What is point mutation?
A change in any single nucleotide of a DNA sequence.
What is deletion?
The loss of one or more nucleotides in a DNA sequence.
What is insertion?
The addition of one or more nucleotides in a DNA sequence.
What is a silent mutation?
If a point mutation doesn’t cause a change in the amino acid sequence.
What is a missense mutation?
A mutation that causes one amino acid in the sequence to change into a different one.
What is a nonsense mutation?
A mutation that results in a stop codon where there used to be an amino acid codon, resulting in the translation being stopped before the primary structure of the protein is complete.
What is artificial breeding?
Breeding for a specific desired trait.
Why is DNA considered universal?
The building blocks are found in all organisms, just different sequences.
Define biotechnology
The technological application of biology oriented to serve our life.
Define gene mutation
A alteration in the nucleotide sequence of an organism’s genome.
Define genome
The complete set of genes or genetic material present in a cell or organism.
What is the function of RBCs?
Transport oxygen from the lungs to all the tissues in the body
What proteins inside the RBCs carry oxygen?
Hemoglobin
Compare the hemoglobin shape of sickle and normal RBCs.
Hemoglobin in normal RBCs are donut-shaped, flexible, and float independently. Hemoglobin in sickle RBCs are aligned in rows, sickle-shaped, and are hard/sticky, causing them to block vessels.
What problems can sickle cells cause in the spleen?
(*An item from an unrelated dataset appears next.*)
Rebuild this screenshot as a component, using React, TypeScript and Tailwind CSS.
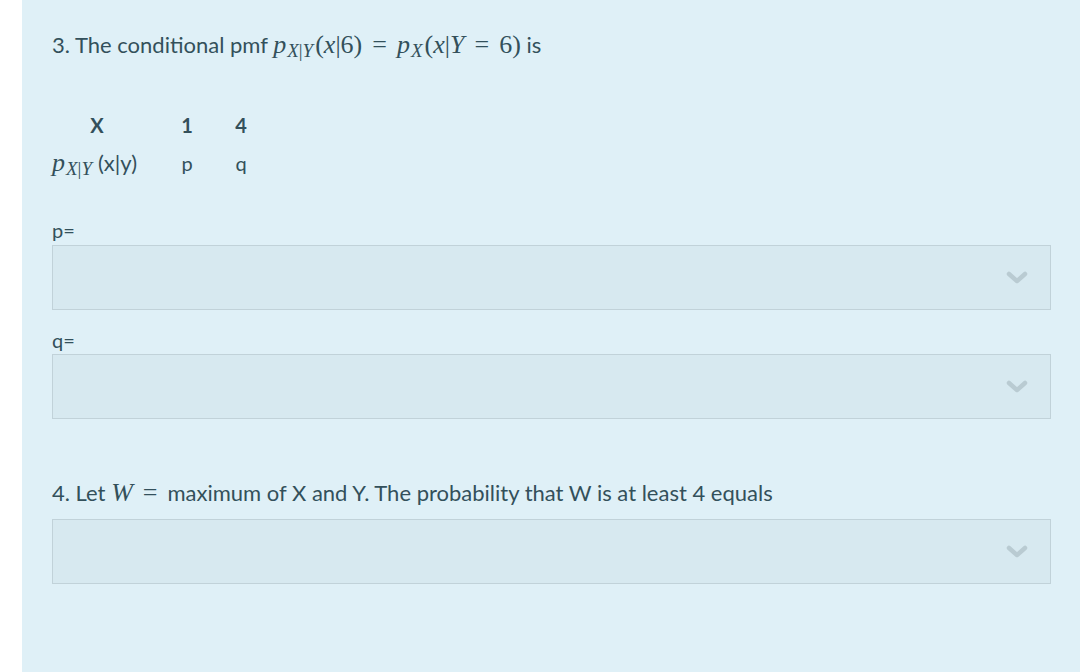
import React from "react";

const sans = { fontFamily: "Lato, 'Noto Sans', sans-serif" } as React.CSSProperties;

function M({ children }: { children: React.ReactNode }) {
  return <span className="font-['Liberation_Serif',serif] text-[26px]">{children}</span>;
}
function I({ children }: { children: React.ReactNode }) {
  return <span className="italic">{children}</span>;
}
function Sub({ children }: { children: React.ReactNode }) {
  return <span className="text-[19px] ml-[1px] mr-[2px]" style={{ verticalAlign: "-4px" }}>{children}</span>;
}
function Eq() {
  return <span className="mx-[10px]">=</span>;
}

function Chevron() {
  return (
    <svg width="22" height="13" viewBox="0 0 22 13" className="shrink-0">
      <path d="M3 3 L11 10 L19 3" fill="none" stroke="#b9cbd2" strokeWidth="4.5" strokeLinecap="round" strokeLinejoin="round" />
    </svg>
  );
}

function SelectBox({ className = "" }: { className?: string }) {
  return (
    <div className={`h-[65px] w-[999px] border border-[#c1d2d9] bg-[#d7e9f0] flex items-center justify-end pr-[22px] ${className}`}>
      <Chevron />
    </div>
  );
}

export default function App() {
  return (
    <div className="w-[1080px] h-[672px] bg-white flex overflow-hidden" style={sans}>
      <div className="w-[22px] shrink-0 bg-white" />
      <div className="flex-1 bg-[#dff0f7] pl-[30px] pt-[30px] text-[#33505b] flex flex-col">
        <div className="h-[30px] leading-[30px] text-[22px] whitespace-nowrap">
          3. The conditional pmf{" "}
          <M>
            <I>p</I>
            <Sub><I>X</I>|<I>Y</I></Sub>(<I>x</I>|6)<Eq /><I>p</I>
            <Sub><I>X</I></Sub>(<I>x</I>|<I>Y</I><Eq />6)
          </M>{" "}
          is
        </div>

        <div className="mt-[46px] flex flex-col">
          <div className="flex h-[38px] items-center text-[20px] font-bold">
            <div className="w-[90px] text-center">X</div>
            <div className="ml-[30px] w-[30px] text-center">1</div>
            <div className="ml-[24px] w-[30px] text-center">4</div>
          </div>
          <div className="flex h-[38px] items-center text-[20px]">
            <div className="w-[90px] whitespace-nowrap">
              <span className="font-['Liberation_Serif',serif] text-[26px]">
                <I>p</I>
                <Sub><I>X</I>|<I>Y</I></Sub>
              </span>
              <span className="ml-[4px] text-[22px]">(x|y)</span>
            </div>
            <div className="ml-[30px] w-[30px] text-center">p</div>
            <div className="ml-[24px] w-[30px] text-center">q</div>
          </div>
        </div>

        <div className="mt-[36px] h-[24px] leading-[24px] text-[20px]">p=</div>
        <SelectBox className="mt-[3px]" />

        <div className="mt-[18px] h-[24px] leading-[24px] text-[20px]">q=</div>
        <SelectBox className="mt-[2px]" />

        <div className="mt-[59px] h-[30px] leading-[30px] text-[22px] whitespace-nowrap">
          4. Let <M><I>W</I><Eq /></M>maximum of X and Y. The probability that W is at least 4 equals
        </div>
        <SelectBox className="mt-[11px]" />
      </div>
    </div>
  );
}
Puts patients at risk for dangerous infections
What problems can sickle cells cause in the lungs?
Produce fevers and difficulty breathing
What problems can sickle cells cause in the eyes?
Vision problems and retinal dysfunction
What problems can sickle cells cause in the brain?
Strokes
How long do healthy and sickle RBCs live?
Healthy live 4 months, while sickled live 10-20 days.
What is anemia?
A condition of having less than the normal number of RBCs
What are stem cells?
Undifferentiated cells
What is gene therapy?
A potential solution to fix a genetic problem at its source by adding a corrected copy of a defective gene
What disorders are good candidates for gene therapy?
Genetic disorders caused by mutation in single genes.
What are vectors? What must they do?
The method used to get DNA into cells. They must target the right cells, integrate the gene in the cells, activate the gene, and avoid harmful side effects.
What are the advantages and disadvantages of using a viral vector?
Advantages: Good at targeting and entering cells. Some target specific types of cells. Can be modified so they can’t replicate and destroy cells.
Disadvantages: Carry limited genetic material, so some genes may be too big to fit into some viruses. Can case immune responses in patients, leading to sickness or the immune system blocking the virus from delivering the gene to cells or kill the cells once delivered.
Compare in vivo and ex vivo.
In vivo: Vector is directly injected into patient. Virus. More likely to trigger immune response. No verification before put into patient.
Ex vivo: Gene is delivered to cells removed from the body growing in culture. After gene is delivered, cells are put back in patient. Less likely to trigger immune response. Allows verification that cells are functioning properly before put in patient.
What are challenges of gene therapy?
Gene delivery and activation, immune response, disrupting important genes in target cells, ad commercial viability.
What are potential issues in gene delivery?
Activation issues and gene being incorporated into the wrong cells.
What is gene silencing?
Turning off a gene so no protein is made from it.
What is repairing mutations?
Replacing a defective copy of a gene with a working one.
What does genetically modifying immune cells to target specific molecules do?
Allows them to recognize a specific antigen and destroy its carrier cells.
What disorders have been treated with gene therapy?
Hereditary blindness, immune deficiencies, hemophilia, blood disorders, fat metabolism disorder, cancer, and Parkinson’s.
What are GMOs?
Genetically modified organisms whose DNA has been modified in the lab in order to favor the expression of a desired trait; an organism that has had a foreign gene inserted in its DNA.
What is a donor? What is a recipient?
Donor is the organism whose DNA is used for its desired trait (ex. bacteria). Recipient is the organism that will receive the donor’s DNA to carry out the process of protein synthesis with the desired trait.
What is rDNA? What does it do?
Recombinant DNA. It takes a piece of DNA, and combines it with another strand of DNA to create a new DNA strand.
What is a plasmid?
A circular piece of DNA floating free in a bacteria.
What do restriction enzymes do?
Cut an opening in the plasmid in order to insert the DNA, which is glued using ligase, and eventually copie through protein synthesis.